_SET PROBLEM_. Reproduce the lines of the material exactly, excluding every image.

_PROVIDED MATERIAL_.

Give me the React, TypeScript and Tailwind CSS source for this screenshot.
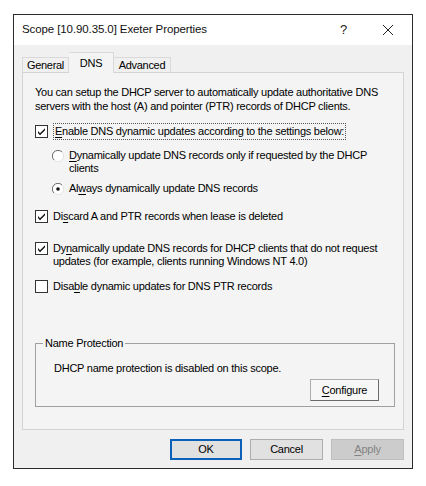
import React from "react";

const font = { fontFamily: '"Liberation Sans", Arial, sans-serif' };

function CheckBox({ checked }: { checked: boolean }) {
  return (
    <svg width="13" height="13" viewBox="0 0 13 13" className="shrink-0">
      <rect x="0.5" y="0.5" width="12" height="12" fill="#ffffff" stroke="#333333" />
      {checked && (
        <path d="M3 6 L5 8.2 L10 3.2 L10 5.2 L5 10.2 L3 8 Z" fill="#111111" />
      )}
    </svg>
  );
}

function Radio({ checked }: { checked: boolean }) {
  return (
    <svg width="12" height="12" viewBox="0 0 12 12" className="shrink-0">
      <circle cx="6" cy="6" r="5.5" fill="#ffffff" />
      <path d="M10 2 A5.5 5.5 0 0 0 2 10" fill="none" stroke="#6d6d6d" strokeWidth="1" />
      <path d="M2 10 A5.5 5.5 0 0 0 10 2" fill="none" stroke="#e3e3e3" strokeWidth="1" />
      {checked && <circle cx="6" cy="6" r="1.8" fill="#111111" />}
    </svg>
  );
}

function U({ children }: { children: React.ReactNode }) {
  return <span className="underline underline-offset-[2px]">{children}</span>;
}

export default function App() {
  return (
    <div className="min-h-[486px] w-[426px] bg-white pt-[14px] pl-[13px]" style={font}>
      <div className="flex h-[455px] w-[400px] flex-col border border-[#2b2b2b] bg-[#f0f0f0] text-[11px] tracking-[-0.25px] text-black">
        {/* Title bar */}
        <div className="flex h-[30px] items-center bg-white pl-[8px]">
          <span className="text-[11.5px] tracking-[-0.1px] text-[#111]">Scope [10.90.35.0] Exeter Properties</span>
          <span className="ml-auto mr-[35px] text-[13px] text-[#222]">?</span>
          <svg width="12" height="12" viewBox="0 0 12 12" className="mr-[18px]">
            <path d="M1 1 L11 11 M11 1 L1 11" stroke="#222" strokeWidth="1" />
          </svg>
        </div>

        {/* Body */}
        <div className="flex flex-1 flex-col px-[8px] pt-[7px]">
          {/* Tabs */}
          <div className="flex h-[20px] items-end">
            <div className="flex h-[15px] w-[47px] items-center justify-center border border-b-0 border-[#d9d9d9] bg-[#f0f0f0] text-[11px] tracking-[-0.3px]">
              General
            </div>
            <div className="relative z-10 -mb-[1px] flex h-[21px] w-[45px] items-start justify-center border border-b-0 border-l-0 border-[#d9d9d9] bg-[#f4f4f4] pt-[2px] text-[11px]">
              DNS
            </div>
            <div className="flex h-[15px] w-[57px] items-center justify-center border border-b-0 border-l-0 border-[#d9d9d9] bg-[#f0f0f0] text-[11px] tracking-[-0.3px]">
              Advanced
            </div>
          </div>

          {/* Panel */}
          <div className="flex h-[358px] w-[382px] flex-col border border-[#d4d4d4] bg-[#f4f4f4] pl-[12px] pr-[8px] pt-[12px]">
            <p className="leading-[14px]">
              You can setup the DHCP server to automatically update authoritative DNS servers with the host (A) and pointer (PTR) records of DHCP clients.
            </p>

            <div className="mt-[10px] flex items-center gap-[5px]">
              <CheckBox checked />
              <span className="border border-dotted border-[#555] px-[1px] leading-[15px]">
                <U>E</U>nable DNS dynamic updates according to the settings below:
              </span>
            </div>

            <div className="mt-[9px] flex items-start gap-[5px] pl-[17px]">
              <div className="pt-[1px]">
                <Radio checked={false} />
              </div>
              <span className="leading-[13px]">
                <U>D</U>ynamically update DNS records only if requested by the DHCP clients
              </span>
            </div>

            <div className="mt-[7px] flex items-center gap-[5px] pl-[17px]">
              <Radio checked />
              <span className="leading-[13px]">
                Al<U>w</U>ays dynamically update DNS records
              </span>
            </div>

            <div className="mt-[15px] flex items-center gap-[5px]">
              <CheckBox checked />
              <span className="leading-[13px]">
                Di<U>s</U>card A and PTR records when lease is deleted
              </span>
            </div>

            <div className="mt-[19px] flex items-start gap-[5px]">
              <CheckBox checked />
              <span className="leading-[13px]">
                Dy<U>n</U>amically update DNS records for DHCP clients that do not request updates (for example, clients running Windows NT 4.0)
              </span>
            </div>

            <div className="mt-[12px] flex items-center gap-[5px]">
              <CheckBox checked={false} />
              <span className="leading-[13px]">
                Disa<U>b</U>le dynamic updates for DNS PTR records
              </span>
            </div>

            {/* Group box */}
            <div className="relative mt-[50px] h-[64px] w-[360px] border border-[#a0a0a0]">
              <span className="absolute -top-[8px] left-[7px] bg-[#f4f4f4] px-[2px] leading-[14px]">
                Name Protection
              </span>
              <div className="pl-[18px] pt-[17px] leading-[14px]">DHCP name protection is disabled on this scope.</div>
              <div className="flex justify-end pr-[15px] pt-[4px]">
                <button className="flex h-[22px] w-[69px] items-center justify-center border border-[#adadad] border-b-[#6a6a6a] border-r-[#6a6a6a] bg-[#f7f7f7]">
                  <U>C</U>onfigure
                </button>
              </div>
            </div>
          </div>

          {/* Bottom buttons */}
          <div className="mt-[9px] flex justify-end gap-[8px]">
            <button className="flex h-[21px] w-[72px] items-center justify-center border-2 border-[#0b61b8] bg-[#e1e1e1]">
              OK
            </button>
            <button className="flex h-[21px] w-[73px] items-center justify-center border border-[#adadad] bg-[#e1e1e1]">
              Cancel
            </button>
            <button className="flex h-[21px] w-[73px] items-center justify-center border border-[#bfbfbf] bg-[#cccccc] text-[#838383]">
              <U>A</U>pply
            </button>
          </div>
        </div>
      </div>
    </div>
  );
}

_ANSWER TO THIS EXERCISE_.
Give me the React, TypeScript and Tailwind CSS source for this screenshot.
import React from "react";

const font = { fontFamily: '"Liberation Sans", Arial, sans-serif' };

function CheckBox({ checked }: { checked: boolean }) {
  return (
    <svg width="13" height="13" viewBox="0 0 13 13" className="shrink-0">
      <rect x="0.5" y="0.5" width="12" height="12" fill="#ffffff" stroke="#333333" />
      {checked && (
        <path d="M3 6 L5 8.2 L10 3.2 L10 5.2 L5 10.2 L3 8 Z" fill="#111111" />
      )}
    </svg>
  );
}

function Radio({ checked }: { checked: boolean }) {
  return (
    <svg width="12" height="12" viewBox="0 0 12 12" className="shrink-0">
      <circle cx="6" cy="6" r="5.5" fill="#ffffff" />
      <path d="M10 2 A5.5 5.5 0 0 0 2 10" fill="none" stroke="#6d6d6d" strokeWidth="1" />
      <path d="M2 10 A5.5 5.5 0 0 0 10 2" fill="none" stroke="#e3e3e3" strokeWidth="1" />
      {checked && <circle cx="6" cy="6" r="1.8" fill="#111111" />}
    </svg>
  );
}

function U({ children }: { children: React.ReactNode }) {
  return <span className="underline underline-offset-[2px]">{children}</span>;
}

export default function App() {
  return (
    <div className="min-h-[486px] w-[426px] bg-white pt-[14px] pl-[13px]" style={font}>
      <div className="flex h-[455px] w-[400px] flex-col border border-[#2b2b2b] bg-[#f0f0f0] text-[11px] tracking-[-0.25px] text-black">
        {/* Title bar */}
        <div className="flex h-[30px] items-center bg-white pl-[8px]">
          <span className="text-[11.5px] tracking-[-0.1px] text-[#111]">Scope [10.90.35.0] Exeter Properties</span>
          <span className="ml-auto mr-[35px] text-[13px] text-[#222]">?</span>
          <svg width="12" height="12" viewBox="0 0 12 12" className="mr-[18px]">
            <path d="M1 1 L11 11 M11 1 L1 11" stroke="#222" strokeWidth="1" />
          </svg>
        </div>

        {/* Body */}
        <div className="flex flex-1 flex-col px-[8px] pt-[7px]">
          {/* Tabs */}
          <div className="flex h-[20px] items-end">
            <div className="flex h-[15px] w-[47px] items-center justify-center border border-b-0 border-[#d9d9d9] bg-[#f0f0f0] text-[11px] tracking-[-0.3px]">
              General
            </div>
            <div className="relative z-10 -mb-[1px] flex h-[21px] w-[45px] items-start justify-center border border-b-0 border-l-0 border-[#d9d9d9] bg-[#f4f4f4] pt-[2px] text-[11px]">
              DNS
            </div>
            <div className="flex h-[15px] w-[57px] items-center justify-center border border-b-0 border-l-0 border-[#d9d9d9] bg-[#f0f0f0] text-[11px] tracking-[-0.3px]">
              Advanced
            </div>
          </div>

          {/* Panel */}
          <div className="flex h-[358px] w-[382px] flex-col border border-[#d4d4d4] bg-[#f4f4f4] pl-[12px] pr-[8px] pt-[12px]">
            <p className="leading-[14px]">
              You can setup the DHCP server to automatically update authoritative DNS servers with the host (A) and pointer (PTR) records of DHCP clients.
            </p>

            <div className="mt-[10px] flex items-center gap-[5px]">
              <CheckBox checked />
              <span className="border border-dotted border-[#555] px-[1px] leading-[15px]">
                <U>E</U>nable DNS dynamic updates according to the settings below:
              </span>
            </div>

            <div className="mt-[9px] flex items-start gap-[5px] pl-[17px]">
              <div className="pt-[1px]">
                <Radio checked={false} />
              </div>
              <span className="leading-[13px]">
                <U>D</U>ynamically update DNS records only if requested by the DHCP clients
              </span>
            </div>

            <div className="mt-[7px] flex items-center gap-[5px] pl-[17px]">
              <Radio checked />
              <span className="leading-[13px]">
                Al<U>w</U>ays dynamically update DNS records
              </span>
            </div>

            <div className="mt-[15px] flex items-center gap-[5px]">
              <CheckBox checked />
              <span className="leading-[13px]">
                Di<U>s</U>card A and PTR records when lease is deleted
              </span>
            </div>

            <div className="mt-[19px] flex items-start gap-[5px]">
              <CheckBox checked />
              <span className="leading-[13px]">
                Dy<U>n</U>amically update DNS records for DHCP clients that do not request updates (for example, clients running Windows NT 4.0)
              </span>
            </div>

            <div className="mt-[12px] flex items-center gap-[5px]">
              <CheckBox checked={false} />
              <span className="leading-[13px]">
                Disa<U>b</U>le dynamic updates for DNS PTR records
              </span>
            </div>

            {/* Group box */}
            <div className="relative mt-[50px] h-[64px] w-[360px] border border-[#a0a0a0]">
              <span className="absolute -top-[8px] left-[7px] bg-[#f4f4f4] px-[2px] leading-[14px]">
                Name Protection
              </span>
              <div className="pl-[18px] pt-[17px] leading-[14px]">DHCP name protection is disabled on this scope.</div>
              <div className="flex justify-end pr-[15px] pt-[4px]">
                <button className="flex h-[22px] w-[69px] items-center justify-center border border-[#adadad] border-b-[#6a6a6a] border-r-[#6a6a6a] bg-[#f7f7f7]">
                  <U>C</U>onfigure
                </button>
              </div>
            </div>
          </div>

          {/* Bottom buttons */}
          <div className="mt-[9px] flex justify-end gap-[8px]">
            <button className="flex h-[21px] w-[72px] items-center justify-center border-2 border-[#0b61b8] bg-[#e1e1e1]">
              OK
            </button>
            <button className="flex h-[21px] w-[73px] items-center justify-center border border-[#adadad] bg-[#e1e1e1]">
              Cancel
            </button>
            <button className="flex h-[21px] w-[73px] items-center justify-center border border-[#bfbfbf] bg-[#cccccc] text-[#838383]">
              <U>A</U>pply
            </button>
          </div>
        </div>
      </div>
    </div>
  );
}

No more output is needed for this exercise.